— start of Material supplied —

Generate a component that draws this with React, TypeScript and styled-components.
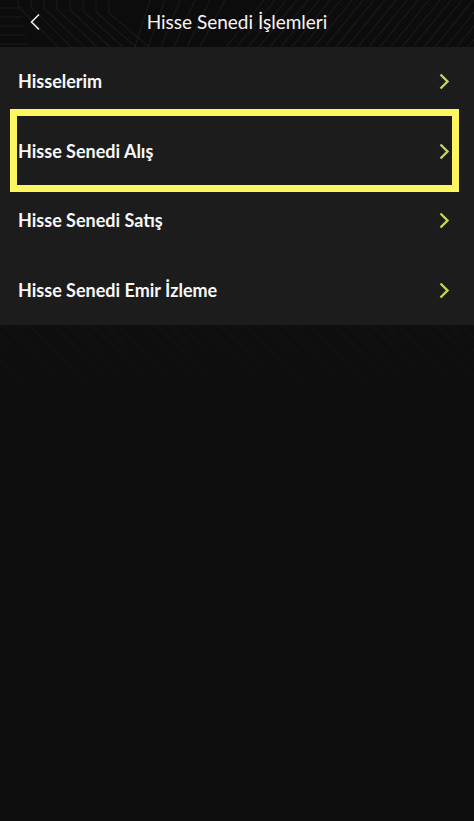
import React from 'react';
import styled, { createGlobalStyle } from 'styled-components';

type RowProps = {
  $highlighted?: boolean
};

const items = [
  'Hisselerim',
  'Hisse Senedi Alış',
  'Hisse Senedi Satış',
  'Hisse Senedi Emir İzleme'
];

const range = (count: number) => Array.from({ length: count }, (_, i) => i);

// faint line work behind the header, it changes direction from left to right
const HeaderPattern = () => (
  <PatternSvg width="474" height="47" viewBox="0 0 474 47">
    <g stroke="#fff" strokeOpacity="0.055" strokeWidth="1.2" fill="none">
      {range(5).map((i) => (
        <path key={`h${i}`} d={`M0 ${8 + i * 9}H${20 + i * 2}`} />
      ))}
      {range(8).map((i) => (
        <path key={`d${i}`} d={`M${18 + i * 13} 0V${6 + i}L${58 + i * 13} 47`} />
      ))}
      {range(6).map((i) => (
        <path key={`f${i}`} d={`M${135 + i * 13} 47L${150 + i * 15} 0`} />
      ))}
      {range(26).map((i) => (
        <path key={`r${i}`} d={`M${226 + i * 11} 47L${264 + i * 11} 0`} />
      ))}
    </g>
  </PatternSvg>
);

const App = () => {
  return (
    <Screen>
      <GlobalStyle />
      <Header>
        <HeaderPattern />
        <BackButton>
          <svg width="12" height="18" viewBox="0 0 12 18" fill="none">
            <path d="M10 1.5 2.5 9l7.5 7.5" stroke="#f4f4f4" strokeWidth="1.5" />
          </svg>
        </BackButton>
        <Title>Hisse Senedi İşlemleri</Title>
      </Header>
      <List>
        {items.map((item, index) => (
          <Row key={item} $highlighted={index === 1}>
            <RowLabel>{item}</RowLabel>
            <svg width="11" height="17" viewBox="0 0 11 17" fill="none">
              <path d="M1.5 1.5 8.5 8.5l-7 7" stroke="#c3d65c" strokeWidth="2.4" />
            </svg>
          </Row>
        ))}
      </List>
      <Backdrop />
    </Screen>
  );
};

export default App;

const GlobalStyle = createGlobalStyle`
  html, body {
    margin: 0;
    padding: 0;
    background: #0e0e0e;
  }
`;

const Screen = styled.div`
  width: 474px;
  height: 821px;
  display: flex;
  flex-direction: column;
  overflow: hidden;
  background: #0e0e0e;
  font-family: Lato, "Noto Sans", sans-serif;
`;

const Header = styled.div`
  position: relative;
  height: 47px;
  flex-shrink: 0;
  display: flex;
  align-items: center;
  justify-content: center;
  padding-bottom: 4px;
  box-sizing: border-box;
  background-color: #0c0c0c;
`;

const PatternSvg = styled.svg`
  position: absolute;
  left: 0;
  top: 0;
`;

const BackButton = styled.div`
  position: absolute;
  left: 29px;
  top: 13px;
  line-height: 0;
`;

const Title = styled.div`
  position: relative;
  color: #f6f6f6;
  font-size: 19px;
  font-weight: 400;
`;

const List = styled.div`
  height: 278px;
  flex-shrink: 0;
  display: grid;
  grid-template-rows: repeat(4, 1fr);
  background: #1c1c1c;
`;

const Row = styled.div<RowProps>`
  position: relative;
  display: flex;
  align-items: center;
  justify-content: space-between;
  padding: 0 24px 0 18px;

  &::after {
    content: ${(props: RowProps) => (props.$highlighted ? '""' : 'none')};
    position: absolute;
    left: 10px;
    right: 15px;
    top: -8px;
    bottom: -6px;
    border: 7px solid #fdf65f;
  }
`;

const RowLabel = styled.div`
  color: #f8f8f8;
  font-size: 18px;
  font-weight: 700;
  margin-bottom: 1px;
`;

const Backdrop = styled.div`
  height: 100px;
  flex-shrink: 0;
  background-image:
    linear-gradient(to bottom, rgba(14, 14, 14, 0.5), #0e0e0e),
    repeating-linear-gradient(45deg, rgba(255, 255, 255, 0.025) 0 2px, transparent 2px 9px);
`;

— end of Material supplied —
— start of Material supplied —

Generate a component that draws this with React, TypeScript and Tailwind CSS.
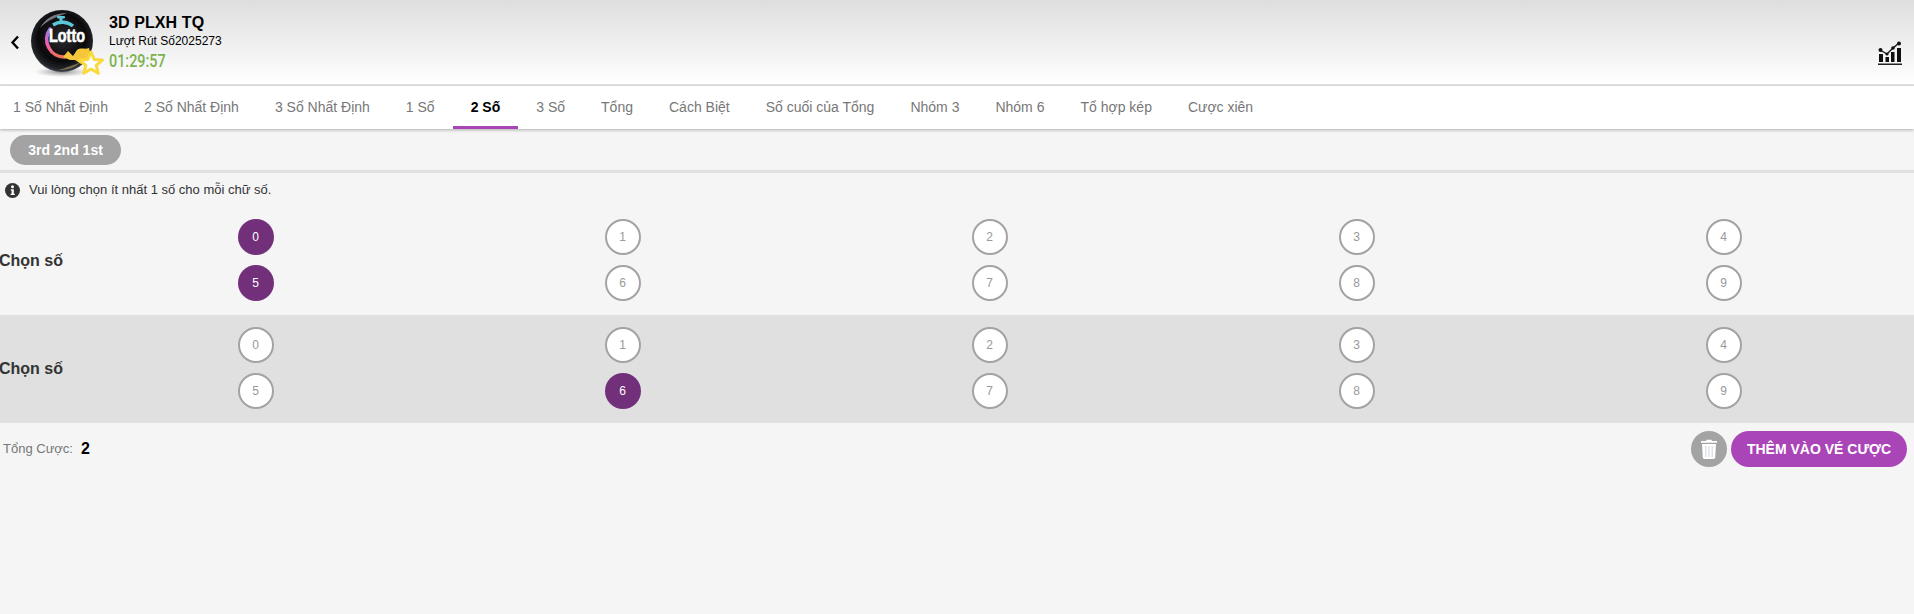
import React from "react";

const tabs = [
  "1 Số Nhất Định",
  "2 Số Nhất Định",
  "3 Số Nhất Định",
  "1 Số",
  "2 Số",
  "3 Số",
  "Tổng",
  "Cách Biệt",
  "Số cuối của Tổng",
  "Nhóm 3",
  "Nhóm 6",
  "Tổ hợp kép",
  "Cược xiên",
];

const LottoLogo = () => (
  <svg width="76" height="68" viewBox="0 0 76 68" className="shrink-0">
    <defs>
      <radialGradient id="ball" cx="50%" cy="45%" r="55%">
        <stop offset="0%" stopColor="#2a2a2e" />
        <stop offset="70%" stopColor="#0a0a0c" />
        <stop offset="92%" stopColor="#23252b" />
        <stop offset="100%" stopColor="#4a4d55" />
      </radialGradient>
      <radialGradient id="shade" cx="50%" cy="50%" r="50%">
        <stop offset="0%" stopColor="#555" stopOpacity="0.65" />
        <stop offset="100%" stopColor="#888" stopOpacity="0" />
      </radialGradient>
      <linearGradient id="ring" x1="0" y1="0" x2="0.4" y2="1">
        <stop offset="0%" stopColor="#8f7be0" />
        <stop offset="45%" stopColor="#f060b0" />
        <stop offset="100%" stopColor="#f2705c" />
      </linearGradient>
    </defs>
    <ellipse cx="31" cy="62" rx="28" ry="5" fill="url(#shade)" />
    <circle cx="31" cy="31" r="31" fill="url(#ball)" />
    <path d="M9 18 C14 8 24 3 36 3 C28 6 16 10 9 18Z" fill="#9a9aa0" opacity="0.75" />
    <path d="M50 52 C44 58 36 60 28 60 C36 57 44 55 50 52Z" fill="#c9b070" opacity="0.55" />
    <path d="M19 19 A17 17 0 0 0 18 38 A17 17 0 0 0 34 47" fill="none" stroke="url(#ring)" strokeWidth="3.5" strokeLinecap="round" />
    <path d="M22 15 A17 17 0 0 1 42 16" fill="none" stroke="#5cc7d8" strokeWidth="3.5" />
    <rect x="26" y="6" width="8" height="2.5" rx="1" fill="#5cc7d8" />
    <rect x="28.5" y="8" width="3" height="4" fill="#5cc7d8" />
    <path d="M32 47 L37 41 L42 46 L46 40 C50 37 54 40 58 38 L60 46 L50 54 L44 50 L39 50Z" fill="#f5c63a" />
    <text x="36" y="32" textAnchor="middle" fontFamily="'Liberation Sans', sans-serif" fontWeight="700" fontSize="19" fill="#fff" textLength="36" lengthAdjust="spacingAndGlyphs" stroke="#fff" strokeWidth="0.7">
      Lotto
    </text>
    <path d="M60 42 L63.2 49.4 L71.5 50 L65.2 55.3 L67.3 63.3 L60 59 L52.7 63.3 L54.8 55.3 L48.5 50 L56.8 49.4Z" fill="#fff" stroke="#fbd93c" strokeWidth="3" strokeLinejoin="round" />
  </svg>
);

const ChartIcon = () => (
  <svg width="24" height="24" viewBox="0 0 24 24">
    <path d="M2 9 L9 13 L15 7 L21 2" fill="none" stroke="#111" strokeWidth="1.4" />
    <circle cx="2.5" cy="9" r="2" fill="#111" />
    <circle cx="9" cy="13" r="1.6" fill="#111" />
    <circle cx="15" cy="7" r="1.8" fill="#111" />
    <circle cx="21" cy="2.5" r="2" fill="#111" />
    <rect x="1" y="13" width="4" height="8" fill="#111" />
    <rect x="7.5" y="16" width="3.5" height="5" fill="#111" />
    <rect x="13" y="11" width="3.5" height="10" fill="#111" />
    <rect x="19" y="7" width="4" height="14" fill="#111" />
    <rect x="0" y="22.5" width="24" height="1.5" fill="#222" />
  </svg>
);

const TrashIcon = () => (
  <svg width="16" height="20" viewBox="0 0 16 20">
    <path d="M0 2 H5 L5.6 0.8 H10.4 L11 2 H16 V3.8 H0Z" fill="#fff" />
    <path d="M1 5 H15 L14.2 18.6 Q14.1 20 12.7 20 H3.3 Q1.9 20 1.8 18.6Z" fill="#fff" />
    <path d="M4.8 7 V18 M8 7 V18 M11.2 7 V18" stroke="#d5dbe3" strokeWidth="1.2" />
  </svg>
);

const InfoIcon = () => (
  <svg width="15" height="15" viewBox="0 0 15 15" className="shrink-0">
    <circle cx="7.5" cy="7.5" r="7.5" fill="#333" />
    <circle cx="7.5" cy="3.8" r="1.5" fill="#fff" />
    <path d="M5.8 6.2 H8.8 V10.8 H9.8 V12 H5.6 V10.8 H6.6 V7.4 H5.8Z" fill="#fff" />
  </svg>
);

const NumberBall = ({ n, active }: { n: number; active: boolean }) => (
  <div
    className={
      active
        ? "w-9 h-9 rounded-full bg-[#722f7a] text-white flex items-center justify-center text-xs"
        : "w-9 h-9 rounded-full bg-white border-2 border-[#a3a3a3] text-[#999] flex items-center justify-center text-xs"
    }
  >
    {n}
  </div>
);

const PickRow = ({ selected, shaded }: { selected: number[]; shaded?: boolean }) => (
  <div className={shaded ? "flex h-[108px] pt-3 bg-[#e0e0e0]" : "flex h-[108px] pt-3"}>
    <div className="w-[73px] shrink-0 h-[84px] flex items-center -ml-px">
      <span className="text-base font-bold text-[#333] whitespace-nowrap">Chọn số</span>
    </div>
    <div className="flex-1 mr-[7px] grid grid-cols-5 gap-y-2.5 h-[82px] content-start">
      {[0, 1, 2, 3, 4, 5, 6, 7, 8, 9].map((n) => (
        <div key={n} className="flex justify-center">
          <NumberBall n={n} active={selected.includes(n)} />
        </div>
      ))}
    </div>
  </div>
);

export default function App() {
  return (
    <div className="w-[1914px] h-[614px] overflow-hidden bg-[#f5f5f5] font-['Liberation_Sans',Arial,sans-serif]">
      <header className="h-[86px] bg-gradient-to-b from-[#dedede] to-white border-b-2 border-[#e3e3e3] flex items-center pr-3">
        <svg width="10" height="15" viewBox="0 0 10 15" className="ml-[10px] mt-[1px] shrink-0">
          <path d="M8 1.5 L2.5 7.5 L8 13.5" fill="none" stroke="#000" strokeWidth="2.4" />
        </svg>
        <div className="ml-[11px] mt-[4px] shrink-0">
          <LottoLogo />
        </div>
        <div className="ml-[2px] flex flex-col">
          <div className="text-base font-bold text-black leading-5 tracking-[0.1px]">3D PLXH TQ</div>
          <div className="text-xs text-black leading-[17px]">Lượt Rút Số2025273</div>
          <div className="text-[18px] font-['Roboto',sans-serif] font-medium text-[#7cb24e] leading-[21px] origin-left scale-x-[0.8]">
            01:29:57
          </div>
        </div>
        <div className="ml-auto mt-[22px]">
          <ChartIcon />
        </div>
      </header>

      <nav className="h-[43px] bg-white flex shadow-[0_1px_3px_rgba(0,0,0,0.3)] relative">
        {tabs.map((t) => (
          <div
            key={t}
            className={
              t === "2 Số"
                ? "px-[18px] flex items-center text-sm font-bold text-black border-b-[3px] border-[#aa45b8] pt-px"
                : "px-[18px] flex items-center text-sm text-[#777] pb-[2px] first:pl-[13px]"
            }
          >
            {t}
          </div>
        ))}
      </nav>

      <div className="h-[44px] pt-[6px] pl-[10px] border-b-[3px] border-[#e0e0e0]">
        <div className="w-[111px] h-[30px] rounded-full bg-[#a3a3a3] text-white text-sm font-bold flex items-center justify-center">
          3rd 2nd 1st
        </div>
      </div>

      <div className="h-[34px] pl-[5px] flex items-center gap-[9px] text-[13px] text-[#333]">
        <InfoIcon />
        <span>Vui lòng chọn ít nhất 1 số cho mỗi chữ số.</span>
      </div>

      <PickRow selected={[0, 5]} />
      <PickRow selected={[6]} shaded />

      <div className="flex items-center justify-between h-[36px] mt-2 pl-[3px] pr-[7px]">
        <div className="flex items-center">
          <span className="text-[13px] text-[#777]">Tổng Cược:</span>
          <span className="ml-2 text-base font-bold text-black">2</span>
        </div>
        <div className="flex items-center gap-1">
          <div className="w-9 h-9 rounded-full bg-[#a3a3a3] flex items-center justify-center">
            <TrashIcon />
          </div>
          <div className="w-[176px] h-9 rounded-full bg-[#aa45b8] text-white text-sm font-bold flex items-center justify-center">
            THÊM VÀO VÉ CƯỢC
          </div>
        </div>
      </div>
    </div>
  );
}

— end of Material supplied —

- The problem:
Find the lines above holding the word "TypeScript" and show them.

- Response to this task:
Generate a component that draws this with React, TypeScript and styled-components.
Generate a component that draws this with React, TypeScript and Tailwind CSS.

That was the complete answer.